BEGIN AVAILABLE RECORDS
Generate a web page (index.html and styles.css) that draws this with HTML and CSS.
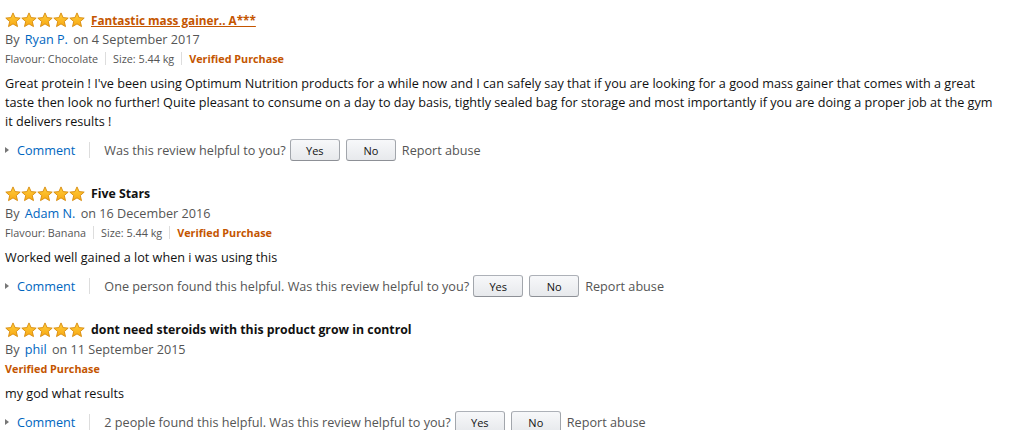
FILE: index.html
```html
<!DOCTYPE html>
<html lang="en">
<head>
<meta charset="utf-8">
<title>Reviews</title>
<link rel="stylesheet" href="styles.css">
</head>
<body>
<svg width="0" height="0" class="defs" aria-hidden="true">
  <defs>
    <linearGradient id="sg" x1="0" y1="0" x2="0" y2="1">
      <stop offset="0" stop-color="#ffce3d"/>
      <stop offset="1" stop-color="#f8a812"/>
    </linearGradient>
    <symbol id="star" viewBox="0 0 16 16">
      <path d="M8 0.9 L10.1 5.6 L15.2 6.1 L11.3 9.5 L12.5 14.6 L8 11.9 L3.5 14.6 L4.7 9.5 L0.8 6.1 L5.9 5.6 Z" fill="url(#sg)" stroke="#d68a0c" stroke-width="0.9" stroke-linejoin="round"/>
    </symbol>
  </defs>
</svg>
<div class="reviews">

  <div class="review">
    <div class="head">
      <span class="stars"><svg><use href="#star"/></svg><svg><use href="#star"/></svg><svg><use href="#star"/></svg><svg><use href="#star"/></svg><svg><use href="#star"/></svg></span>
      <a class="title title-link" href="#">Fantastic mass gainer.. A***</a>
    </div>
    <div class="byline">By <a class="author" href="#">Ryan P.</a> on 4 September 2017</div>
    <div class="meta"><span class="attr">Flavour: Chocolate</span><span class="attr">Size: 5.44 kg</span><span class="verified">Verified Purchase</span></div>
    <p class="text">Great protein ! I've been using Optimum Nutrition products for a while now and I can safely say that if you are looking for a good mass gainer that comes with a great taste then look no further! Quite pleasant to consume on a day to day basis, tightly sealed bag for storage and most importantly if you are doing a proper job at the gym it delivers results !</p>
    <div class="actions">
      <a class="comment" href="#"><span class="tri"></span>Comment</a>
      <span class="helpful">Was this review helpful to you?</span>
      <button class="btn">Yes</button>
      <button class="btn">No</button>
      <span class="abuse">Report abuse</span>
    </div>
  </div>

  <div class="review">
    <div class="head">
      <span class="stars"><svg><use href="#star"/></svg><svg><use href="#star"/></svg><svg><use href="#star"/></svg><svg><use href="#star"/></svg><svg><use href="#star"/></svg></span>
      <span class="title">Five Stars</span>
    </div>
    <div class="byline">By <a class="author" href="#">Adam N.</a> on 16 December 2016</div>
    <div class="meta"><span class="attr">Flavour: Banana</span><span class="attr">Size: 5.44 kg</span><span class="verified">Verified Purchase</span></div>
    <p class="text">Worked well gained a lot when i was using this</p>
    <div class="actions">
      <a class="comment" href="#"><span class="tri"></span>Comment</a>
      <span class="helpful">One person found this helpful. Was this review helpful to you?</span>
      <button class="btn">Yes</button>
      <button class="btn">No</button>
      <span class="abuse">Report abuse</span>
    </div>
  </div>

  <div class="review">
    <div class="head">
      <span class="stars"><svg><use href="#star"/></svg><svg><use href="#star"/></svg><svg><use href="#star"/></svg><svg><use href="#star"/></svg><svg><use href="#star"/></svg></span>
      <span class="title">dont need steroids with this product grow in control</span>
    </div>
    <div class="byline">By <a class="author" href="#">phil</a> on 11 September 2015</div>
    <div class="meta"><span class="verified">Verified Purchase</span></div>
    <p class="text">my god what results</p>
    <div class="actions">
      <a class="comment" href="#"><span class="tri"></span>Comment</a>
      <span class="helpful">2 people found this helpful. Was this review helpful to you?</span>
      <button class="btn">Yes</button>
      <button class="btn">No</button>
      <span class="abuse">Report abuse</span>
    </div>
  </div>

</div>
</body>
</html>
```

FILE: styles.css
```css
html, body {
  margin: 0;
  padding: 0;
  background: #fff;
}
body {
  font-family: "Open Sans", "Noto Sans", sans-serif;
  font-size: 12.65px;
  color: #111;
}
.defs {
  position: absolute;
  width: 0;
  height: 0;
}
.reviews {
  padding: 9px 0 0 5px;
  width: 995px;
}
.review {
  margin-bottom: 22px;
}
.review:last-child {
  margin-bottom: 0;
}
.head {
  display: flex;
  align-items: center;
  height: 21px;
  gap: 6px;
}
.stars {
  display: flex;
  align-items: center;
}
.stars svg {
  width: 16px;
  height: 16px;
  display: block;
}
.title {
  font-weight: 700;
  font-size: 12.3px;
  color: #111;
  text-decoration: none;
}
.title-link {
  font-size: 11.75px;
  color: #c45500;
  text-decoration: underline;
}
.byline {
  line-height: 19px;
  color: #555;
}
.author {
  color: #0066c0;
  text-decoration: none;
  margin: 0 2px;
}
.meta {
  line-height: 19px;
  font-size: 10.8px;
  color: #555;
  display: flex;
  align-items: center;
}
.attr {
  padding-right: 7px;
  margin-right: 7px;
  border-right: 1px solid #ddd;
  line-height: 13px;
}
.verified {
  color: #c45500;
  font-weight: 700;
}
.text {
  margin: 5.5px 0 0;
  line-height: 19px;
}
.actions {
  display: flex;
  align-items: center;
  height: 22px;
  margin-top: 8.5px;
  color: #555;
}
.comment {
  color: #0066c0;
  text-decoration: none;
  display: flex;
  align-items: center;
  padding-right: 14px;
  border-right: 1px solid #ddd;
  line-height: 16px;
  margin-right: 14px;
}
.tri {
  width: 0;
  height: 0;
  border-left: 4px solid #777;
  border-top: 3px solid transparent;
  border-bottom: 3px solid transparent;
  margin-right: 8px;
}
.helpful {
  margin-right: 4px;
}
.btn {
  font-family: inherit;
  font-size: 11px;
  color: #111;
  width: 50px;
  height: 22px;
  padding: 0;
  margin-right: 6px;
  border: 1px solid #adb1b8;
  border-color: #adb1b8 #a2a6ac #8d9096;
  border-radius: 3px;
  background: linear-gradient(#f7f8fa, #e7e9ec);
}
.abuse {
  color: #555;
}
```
END AVAILABLE RECORDS
BEGIN AVAILABLE RECORDS
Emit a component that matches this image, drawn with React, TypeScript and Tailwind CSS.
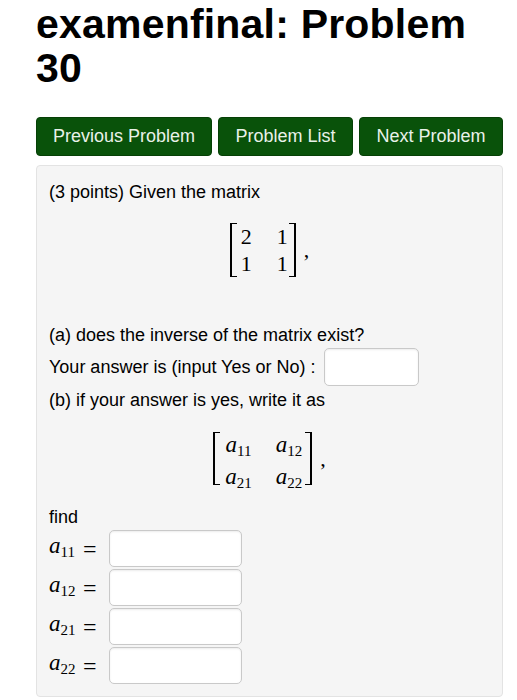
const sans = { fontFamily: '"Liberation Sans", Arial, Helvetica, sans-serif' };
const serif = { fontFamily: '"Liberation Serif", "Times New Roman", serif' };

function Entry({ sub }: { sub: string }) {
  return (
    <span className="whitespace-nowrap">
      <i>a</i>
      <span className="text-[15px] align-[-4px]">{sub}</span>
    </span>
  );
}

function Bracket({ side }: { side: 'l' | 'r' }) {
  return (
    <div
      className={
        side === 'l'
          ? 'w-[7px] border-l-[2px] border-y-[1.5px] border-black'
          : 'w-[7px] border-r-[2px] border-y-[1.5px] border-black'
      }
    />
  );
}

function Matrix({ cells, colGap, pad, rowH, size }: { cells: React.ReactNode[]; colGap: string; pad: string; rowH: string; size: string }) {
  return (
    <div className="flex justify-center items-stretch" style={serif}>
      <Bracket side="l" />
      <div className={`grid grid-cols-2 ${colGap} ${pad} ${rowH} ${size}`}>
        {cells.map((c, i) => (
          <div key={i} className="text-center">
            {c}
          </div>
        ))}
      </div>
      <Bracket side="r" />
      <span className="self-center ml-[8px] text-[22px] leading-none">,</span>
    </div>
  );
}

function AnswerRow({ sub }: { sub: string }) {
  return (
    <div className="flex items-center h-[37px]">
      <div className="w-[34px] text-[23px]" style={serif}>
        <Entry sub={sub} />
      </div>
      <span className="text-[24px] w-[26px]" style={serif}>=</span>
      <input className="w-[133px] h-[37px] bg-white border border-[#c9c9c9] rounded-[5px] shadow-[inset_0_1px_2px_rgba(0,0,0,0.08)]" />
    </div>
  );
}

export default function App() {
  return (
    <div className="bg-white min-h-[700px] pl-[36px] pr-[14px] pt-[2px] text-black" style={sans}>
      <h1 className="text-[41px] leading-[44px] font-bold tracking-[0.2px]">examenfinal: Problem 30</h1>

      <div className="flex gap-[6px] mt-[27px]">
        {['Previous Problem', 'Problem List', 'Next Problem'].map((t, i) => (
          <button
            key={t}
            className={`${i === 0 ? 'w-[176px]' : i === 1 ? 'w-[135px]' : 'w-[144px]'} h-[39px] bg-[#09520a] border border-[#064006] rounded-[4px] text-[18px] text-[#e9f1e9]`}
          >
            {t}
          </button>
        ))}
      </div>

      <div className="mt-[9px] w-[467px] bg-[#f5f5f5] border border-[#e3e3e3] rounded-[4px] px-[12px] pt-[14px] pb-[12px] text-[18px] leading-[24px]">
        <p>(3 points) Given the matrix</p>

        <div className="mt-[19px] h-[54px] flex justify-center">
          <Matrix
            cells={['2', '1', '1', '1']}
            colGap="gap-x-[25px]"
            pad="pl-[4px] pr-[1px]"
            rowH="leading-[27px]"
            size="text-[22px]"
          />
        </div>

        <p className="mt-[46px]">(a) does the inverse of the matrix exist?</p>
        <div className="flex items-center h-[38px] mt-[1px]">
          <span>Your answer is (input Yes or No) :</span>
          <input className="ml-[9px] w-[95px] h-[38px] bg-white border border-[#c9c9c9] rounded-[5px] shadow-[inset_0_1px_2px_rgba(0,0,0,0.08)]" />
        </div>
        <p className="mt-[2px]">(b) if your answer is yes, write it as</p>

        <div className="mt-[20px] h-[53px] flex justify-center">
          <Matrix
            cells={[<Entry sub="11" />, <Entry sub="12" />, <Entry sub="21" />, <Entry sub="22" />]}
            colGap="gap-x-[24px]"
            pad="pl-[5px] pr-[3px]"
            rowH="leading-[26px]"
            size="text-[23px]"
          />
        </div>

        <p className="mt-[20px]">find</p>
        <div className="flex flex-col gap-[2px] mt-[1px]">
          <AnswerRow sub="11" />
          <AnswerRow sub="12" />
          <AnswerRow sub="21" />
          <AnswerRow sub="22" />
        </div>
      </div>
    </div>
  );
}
END AVAILABLE RECORDS
BEGIN AVAILABLE RECORDS
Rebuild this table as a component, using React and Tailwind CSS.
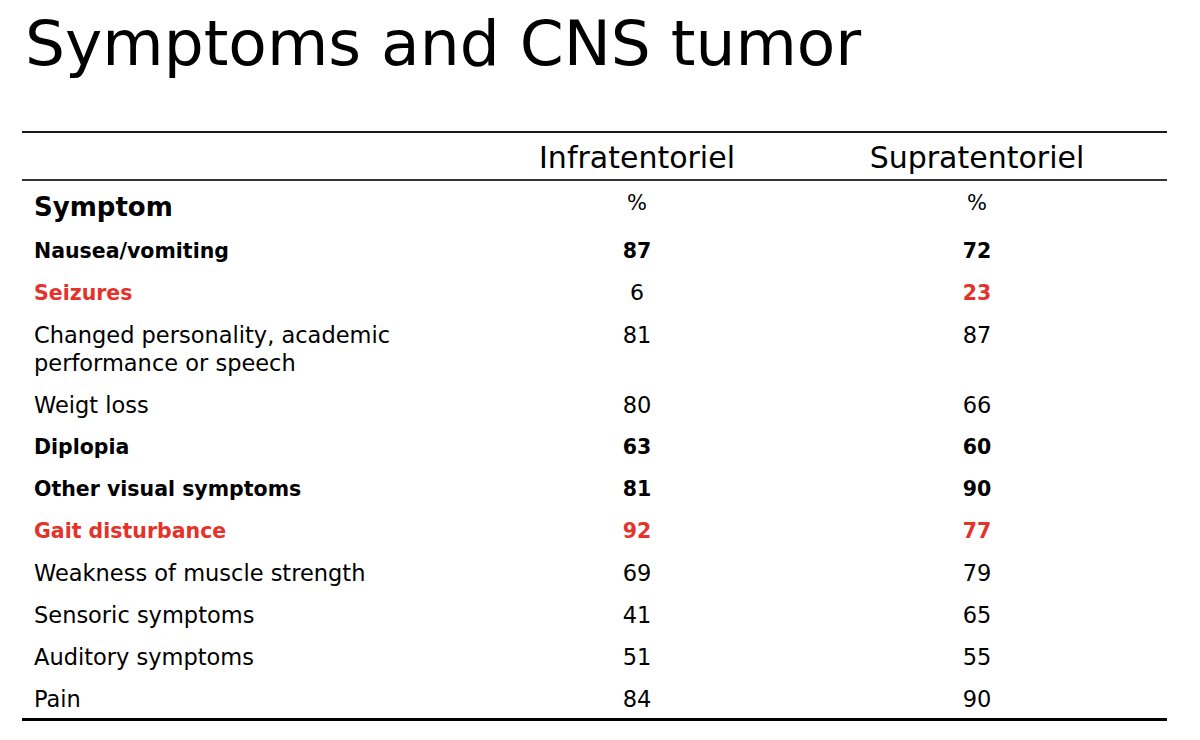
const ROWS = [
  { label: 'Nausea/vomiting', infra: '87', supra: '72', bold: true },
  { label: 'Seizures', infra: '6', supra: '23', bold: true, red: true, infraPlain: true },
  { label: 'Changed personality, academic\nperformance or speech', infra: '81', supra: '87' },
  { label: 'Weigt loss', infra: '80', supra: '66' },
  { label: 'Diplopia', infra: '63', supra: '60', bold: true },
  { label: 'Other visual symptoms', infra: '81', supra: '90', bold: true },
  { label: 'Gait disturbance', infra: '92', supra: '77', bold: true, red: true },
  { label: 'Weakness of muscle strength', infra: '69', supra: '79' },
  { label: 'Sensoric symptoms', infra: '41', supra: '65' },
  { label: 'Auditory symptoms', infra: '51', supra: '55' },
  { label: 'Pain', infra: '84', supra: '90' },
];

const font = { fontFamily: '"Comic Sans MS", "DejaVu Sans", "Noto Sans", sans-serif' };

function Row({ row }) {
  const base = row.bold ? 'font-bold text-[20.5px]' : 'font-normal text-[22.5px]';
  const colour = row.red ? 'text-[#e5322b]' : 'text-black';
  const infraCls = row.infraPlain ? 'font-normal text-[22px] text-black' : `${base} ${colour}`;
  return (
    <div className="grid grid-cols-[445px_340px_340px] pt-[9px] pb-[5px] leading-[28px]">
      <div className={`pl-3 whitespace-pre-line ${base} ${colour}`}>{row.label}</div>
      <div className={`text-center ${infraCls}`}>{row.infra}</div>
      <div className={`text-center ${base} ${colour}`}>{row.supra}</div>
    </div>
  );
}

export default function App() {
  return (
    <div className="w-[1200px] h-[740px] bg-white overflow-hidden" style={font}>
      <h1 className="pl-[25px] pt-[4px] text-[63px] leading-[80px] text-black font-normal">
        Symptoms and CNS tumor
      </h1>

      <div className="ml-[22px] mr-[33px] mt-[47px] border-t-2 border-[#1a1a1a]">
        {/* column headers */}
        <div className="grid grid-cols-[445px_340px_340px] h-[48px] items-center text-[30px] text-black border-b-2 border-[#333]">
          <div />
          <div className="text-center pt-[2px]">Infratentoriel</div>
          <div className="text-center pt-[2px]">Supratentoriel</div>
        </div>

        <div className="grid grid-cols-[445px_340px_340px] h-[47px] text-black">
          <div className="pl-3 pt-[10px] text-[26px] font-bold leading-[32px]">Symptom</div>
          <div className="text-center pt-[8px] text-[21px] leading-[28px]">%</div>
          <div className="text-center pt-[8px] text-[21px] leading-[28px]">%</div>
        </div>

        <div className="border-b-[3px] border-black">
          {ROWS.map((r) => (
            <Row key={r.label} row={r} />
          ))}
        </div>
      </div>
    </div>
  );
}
END AVAILABLE RECORDS
**TASK GOAL:** From the data above, work out how many lines contain the string "component" and reply with only the number.

**THE REPLY:** 2